Construído no final dos anos 1970 para alojar funcionários da embaixada soviética na época em que a Polônia ainda era membro do Pacto de Varsóvia e território comunista aparentemente obediente, Spyville foi oficialmente esvaziada dos diplomatas e suas famílias quando o império soviético ruiu, no final dos anos 1980, mas continuou em mãos russas.

Uma boate dissoluta aberta apenas a russos e seus convidados operou no local por algum tempo, mas o complexo, formado por um conjunto de edifícios de concreto que cercam um laguinho fétido, tem sido associado principalmente à espionagem.

Exploradores urbanos poloneses que entraram no imóvel sem autorização encontraram jornais russos até de 2005, muito tempo depois de os russos terem supostamente partido. O fato reforça a reputação do complexo de ser local de bandidagem e trapaças ocultas.

Marcado pelo mistério e pela decadência, Spyville era também um posto avançado, pequeno e profundamente indesejado do chamado "mundo russo", um conceito territorial e ideológico muito prezado por Vladimir Putin, o presidente da Rússia.

Putin utilizou esse conceito para tentar justificar sua invasão da Ucrânia, alegando que o país era uma parte inalienável da Rússia. Mas a ideia de que a Rússia –por motivos linguísticos, históricos, legais ou outros— teria o direito de controlar pedaços de terra estrangeira se estende para muito além da Ucrânia, chegando a pontos diversos que o Kremlin considera que lhe pertencem.

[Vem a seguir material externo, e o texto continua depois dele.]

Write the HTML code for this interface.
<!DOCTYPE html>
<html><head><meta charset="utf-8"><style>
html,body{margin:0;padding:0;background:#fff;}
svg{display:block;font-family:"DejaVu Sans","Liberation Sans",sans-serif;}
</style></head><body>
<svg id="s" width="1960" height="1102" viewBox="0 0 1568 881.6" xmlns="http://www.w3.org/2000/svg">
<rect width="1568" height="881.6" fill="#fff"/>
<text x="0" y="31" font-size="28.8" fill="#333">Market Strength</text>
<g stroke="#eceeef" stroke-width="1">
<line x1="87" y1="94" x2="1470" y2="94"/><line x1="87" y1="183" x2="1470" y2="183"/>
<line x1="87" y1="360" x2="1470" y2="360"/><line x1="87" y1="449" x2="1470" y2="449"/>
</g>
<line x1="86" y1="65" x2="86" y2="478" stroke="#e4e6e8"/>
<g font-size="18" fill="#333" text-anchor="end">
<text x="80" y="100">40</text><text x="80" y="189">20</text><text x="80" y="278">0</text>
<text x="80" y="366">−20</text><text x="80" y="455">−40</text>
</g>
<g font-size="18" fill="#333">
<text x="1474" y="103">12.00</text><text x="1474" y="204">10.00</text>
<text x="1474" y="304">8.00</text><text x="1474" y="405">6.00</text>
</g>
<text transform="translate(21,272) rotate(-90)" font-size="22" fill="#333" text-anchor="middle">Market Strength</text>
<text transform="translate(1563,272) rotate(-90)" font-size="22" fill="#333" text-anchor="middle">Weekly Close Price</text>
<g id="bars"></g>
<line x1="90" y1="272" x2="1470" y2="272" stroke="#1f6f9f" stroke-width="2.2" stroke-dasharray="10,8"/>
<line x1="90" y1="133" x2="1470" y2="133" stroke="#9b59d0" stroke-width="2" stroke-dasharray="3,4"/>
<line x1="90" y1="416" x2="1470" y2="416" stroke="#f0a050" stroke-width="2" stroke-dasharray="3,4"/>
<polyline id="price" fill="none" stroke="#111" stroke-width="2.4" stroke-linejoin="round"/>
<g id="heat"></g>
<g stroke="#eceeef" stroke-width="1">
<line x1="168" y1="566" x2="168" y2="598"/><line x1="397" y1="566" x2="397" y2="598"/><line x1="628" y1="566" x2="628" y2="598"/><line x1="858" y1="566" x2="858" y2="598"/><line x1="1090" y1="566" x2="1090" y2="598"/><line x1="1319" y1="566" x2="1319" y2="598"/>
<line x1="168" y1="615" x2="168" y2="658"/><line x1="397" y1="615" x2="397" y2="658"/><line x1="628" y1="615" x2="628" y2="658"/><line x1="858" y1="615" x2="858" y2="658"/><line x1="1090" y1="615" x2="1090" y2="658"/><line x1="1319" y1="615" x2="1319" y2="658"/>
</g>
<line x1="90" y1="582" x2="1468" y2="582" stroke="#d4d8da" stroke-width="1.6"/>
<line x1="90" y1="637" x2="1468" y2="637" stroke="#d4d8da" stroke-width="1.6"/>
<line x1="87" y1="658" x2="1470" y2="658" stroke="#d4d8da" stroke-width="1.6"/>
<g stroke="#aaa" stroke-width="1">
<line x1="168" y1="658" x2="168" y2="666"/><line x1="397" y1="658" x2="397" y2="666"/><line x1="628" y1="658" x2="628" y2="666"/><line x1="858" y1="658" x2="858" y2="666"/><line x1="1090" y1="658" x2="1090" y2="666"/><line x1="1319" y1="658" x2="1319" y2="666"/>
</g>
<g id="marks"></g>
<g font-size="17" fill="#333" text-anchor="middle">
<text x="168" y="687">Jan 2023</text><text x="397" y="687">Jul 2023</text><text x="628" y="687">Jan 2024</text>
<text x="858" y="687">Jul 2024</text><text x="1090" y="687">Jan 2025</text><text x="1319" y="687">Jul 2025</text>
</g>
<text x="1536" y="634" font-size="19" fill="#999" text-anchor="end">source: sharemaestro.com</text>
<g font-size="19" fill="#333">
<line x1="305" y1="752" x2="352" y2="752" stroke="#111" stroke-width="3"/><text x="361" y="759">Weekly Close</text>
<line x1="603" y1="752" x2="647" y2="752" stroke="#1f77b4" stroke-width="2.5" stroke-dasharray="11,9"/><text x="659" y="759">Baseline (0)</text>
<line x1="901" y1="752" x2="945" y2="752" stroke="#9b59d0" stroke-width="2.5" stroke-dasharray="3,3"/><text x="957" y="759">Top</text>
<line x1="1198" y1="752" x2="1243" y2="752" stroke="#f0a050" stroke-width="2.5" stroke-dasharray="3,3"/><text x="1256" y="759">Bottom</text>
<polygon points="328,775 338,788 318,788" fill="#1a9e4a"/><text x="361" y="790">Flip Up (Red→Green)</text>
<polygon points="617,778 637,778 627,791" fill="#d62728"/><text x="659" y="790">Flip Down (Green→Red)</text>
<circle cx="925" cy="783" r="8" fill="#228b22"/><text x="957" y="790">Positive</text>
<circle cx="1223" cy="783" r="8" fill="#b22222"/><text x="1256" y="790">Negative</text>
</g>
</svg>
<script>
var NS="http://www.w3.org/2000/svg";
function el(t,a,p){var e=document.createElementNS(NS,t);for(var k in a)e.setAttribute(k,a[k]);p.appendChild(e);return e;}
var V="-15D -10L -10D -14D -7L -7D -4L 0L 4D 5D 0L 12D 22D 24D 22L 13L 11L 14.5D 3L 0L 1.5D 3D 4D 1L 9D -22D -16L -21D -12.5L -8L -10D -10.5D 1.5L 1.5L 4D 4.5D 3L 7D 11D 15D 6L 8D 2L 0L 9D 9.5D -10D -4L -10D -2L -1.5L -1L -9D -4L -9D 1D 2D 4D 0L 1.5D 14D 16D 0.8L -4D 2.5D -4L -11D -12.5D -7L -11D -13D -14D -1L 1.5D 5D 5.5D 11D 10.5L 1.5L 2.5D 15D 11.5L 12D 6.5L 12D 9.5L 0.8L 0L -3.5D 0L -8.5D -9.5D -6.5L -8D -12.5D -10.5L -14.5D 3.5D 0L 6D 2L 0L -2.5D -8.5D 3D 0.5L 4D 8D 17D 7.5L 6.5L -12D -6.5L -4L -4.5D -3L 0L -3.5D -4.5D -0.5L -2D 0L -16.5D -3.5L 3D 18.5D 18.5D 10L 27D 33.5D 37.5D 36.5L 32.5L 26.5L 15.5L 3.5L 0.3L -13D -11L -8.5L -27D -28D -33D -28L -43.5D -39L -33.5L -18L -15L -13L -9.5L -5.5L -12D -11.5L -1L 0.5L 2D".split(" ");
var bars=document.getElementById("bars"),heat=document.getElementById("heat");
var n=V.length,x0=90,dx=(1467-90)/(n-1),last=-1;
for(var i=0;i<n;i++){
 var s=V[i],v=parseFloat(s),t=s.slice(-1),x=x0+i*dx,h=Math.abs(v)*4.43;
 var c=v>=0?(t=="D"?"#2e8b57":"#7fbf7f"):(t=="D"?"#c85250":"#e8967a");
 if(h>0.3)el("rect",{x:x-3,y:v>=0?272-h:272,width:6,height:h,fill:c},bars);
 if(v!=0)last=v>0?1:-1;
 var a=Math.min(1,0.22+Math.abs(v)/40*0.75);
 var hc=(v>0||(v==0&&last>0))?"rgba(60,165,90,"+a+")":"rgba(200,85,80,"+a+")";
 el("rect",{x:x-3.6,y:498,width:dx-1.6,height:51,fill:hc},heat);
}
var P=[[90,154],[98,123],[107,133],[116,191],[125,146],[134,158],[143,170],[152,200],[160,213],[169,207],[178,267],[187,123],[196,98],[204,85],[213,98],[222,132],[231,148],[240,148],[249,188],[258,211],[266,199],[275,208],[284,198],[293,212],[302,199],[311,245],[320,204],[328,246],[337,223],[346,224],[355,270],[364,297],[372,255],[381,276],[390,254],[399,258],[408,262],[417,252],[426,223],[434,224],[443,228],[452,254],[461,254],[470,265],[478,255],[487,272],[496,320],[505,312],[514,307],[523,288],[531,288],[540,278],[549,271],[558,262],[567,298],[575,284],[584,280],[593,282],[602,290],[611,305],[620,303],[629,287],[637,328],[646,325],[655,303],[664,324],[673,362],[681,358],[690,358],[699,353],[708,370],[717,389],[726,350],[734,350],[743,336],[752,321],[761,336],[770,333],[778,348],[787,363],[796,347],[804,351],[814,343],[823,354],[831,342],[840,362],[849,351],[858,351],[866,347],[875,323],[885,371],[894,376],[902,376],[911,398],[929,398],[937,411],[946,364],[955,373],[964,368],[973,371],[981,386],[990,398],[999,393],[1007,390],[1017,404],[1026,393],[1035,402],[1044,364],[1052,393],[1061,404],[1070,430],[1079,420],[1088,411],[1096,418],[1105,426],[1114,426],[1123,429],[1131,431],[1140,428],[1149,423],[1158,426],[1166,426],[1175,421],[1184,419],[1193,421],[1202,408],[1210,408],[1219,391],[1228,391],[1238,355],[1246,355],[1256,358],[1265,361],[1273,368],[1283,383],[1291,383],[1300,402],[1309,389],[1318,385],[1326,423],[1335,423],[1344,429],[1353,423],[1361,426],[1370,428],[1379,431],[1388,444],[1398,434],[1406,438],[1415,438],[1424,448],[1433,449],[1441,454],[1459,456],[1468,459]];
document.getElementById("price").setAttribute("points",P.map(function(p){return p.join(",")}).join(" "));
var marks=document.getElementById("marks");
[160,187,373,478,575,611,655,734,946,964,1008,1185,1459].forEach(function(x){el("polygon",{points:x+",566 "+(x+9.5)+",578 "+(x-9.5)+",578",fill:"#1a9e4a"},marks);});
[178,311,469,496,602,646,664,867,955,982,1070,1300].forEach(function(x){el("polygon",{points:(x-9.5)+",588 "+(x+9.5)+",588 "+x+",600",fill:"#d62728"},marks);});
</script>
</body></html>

Em seus primeiros anos no poder, Putin seguiu o exemplo de seu antecessor, Boris Ieltsin, e cedeu postos avançados no exterior que já não tinham nenhuma finalidade evidente ou cuja manutenção era muito cara. Entre eles havia um posto de escuta em Cuba e uma base naval no Iêmen.

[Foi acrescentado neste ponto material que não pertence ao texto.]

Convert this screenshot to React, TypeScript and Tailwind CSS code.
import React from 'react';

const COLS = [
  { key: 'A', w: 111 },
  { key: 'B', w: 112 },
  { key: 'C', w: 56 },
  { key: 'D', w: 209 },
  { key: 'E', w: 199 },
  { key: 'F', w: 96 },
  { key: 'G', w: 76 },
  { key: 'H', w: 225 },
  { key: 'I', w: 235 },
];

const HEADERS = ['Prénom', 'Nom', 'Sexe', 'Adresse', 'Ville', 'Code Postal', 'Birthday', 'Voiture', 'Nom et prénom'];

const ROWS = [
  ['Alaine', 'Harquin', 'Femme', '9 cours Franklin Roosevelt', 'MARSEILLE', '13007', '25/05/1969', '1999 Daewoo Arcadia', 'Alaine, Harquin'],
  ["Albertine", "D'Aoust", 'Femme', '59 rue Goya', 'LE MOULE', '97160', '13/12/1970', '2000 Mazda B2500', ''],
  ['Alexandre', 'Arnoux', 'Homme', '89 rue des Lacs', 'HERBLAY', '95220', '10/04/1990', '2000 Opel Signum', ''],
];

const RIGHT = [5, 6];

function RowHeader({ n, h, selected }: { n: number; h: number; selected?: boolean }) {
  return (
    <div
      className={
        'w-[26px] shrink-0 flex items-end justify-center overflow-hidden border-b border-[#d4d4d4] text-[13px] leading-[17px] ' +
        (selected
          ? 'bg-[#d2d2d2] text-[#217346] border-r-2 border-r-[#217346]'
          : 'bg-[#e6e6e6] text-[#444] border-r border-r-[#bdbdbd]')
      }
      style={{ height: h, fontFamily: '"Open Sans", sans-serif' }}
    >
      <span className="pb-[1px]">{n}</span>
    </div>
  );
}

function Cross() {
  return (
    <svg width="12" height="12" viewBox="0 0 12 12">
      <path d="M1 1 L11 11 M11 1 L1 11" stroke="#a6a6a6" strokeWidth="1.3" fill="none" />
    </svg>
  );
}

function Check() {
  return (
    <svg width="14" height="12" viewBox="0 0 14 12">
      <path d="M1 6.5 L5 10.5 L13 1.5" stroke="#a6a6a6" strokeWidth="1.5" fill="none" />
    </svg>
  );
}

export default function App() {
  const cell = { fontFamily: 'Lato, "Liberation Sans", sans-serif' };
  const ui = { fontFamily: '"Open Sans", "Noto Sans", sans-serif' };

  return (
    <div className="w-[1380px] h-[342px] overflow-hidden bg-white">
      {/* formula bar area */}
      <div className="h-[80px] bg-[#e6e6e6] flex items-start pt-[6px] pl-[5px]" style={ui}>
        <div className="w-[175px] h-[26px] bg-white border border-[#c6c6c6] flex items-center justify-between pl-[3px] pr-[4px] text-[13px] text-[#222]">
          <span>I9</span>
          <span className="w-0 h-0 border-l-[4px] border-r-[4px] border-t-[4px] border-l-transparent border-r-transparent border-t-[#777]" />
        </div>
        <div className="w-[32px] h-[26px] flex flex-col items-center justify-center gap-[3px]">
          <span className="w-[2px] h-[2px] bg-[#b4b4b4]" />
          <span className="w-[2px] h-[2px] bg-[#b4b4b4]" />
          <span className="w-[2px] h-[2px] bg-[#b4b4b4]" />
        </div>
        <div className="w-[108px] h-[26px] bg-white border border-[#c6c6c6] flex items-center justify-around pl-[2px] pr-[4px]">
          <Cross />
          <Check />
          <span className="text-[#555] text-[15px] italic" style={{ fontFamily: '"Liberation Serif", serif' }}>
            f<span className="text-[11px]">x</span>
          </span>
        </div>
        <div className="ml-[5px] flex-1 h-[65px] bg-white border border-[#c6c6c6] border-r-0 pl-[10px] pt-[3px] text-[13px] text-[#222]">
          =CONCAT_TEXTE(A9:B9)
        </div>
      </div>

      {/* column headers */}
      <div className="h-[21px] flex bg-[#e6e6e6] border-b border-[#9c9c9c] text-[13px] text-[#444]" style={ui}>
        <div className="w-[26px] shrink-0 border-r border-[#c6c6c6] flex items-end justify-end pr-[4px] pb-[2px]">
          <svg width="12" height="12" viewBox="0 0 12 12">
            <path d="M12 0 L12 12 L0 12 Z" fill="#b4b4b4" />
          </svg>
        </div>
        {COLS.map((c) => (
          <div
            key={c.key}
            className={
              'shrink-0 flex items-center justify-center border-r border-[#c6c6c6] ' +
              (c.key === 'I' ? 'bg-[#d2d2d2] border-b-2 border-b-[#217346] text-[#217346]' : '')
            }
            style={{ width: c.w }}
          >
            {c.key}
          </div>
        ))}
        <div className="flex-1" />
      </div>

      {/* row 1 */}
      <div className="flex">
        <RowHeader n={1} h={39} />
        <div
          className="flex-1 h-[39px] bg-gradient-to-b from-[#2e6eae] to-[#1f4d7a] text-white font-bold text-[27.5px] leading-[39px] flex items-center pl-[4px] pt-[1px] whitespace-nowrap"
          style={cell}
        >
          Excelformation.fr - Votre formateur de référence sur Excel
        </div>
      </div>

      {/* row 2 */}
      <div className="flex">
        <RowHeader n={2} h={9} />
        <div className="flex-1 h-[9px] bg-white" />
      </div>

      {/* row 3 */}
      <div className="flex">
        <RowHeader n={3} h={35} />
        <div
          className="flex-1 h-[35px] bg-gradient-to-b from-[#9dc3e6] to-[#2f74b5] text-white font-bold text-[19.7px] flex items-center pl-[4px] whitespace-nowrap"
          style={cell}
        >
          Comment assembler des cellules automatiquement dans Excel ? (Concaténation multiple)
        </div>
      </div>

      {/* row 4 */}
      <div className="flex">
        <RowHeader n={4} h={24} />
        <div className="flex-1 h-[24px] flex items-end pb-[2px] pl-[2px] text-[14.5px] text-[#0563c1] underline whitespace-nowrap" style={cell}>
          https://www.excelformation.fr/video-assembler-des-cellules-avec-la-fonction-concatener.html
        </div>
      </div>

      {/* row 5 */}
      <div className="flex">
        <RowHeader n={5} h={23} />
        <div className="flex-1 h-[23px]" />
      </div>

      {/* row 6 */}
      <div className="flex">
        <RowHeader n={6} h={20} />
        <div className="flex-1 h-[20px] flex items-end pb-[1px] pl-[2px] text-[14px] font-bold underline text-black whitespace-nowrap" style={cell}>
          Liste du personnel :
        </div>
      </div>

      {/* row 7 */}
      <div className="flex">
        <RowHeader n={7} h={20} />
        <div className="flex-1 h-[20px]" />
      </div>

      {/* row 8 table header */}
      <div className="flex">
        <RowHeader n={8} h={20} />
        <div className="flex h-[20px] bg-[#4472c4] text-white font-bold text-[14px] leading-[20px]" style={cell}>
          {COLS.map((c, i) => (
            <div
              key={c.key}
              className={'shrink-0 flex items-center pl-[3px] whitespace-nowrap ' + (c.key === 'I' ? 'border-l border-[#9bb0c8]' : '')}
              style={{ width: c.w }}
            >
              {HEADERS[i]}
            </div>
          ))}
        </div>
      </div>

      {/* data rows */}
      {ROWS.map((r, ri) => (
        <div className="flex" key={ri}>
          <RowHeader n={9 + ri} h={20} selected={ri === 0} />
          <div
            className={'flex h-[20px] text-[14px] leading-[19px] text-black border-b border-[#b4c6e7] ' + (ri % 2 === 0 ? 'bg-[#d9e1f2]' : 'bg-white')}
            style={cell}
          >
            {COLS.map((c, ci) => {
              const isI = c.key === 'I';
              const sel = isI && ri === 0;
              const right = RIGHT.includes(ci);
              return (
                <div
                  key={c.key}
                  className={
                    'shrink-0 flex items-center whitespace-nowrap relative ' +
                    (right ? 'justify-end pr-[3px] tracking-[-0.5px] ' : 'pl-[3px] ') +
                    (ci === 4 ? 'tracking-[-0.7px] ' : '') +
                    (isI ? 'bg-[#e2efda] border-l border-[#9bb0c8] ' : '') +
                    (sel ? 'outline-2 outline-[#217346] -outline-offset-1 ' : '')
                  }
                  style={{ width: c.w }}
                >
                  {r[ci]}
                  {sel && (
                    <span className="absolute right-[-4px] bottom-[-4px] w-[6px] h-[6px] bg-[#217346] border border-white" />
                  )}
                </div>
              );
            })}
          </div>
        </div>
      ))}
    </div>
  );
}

De lá para cá, porém, Putin vem seguindo um rumo muito diferente, fazendo pressão para recuperar propriedades perdidas, incluindo o posto de espionagem em Cuba que havia abandonado em 2001, um cemitério na Riviera Francesa contendo sepulturas russas dos tempos czaristas, uma igreja em Jerusalém e outros locais que ele considera que pertencem ao "russki mir" –o mundo russo.

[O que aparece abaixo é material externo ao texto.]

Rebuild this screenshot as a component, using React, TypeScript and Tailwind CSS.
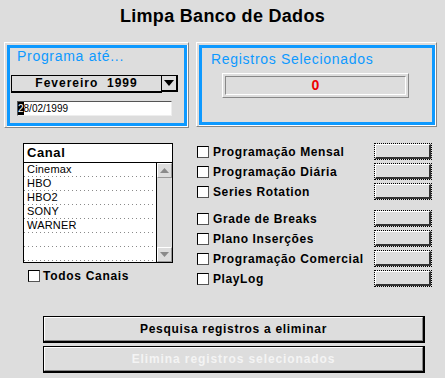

Ao mesmo tempo ele tem resistido a abrir mão de qualquer coisa que a Rússia ainda controla no exterior, frustrando os esforços japoneses para negociar a devolução, pelo menos parcial, de ilhas tomadas por Moscou no final da Segunda Guerra Mundial e obstruindo a reivindicação polonesa, apoiada por decisões judiciais, de que Spyville fosse devolvida à Polônia.

Frustrada pela recusa de Moscou em entregar a propriedade em Varsóvia, que a Rússia alugava sob um acordo selado na era soviética, no mês passado o prefeito Trzaskowski entrou no complexo pela primeira vez, com a ajuda de um chaveiro munido de cortadeira de metal e uma serra elétrica e acompanhado do embaixador ucraniano, além de um oficial de justiça.

"Spyville está passando para as nossas mãos", declarou o prefeito. Guardas de segurança contratados pela embaixada russa não resistiram, como tampouco fez um representante da embaixada. O embaixador russo em Varsóvia, Serguei Andreev, denunciou para a mídia estatal russa mais tarde a "ocupação" ilegal de um local diplomático pelo prefeito.

O prefeito nada mais fez do que implementar decisões judiciais de 2016 e do mês passado, todas ignoradas por Moscou, que invalidaram a reivindicação de controle russo. Os russos insistem que honraram os termos do contrato de aluguel; os poloneses dizem que não o fizeram.

"O tribunal decidiu que o imóvel foi alugado pelo Estado polonês e que o contrato de aluguel terminou. Se vocês estão alugando um imóvel e não o usam há quase 20 anos, isso evidentemente significa que não precisam mais dele", disse o prefeito.

Como Estado sucessor da União Soviética, a Rússia herdou mais de 20 propriedades em Varsóvia dadas ou alugadas a Moscou durante a era comunista. Uma destas, da qual Moscou também lutou para não abrir mão, hoje abriga a embaixada da Ucrânia.

Trzaskowski disse que seu plano inicial era converter a propriedade recuperada em abrigo para refugiados da Ucrânia, dos quais a Polônia já acolheu quase 3 milhões. Mas ele encontrou Spyville em estado de decadência tão grande –todos os cabos dos elevadores foram cortados, e um dos edifícios não está em condições de segurança estrutural— que engenheiros agora terão que decidir se os edifícios, o mais alto dos quais tem 11 pisos, podem ser salvos ou precisarão ser demolidos.

Seja qual for a decisão tomada, o prefeito disse que o complexo "vai definitivamente ser usado para a comunidade ucraniana", de uma maneira ou de outra. Sobre isso, ele falou, as autoridades municipais e o governo central polonês, que de outro modo concordam sobre pouco e se desentendem frequentemente, "estão em sintonia".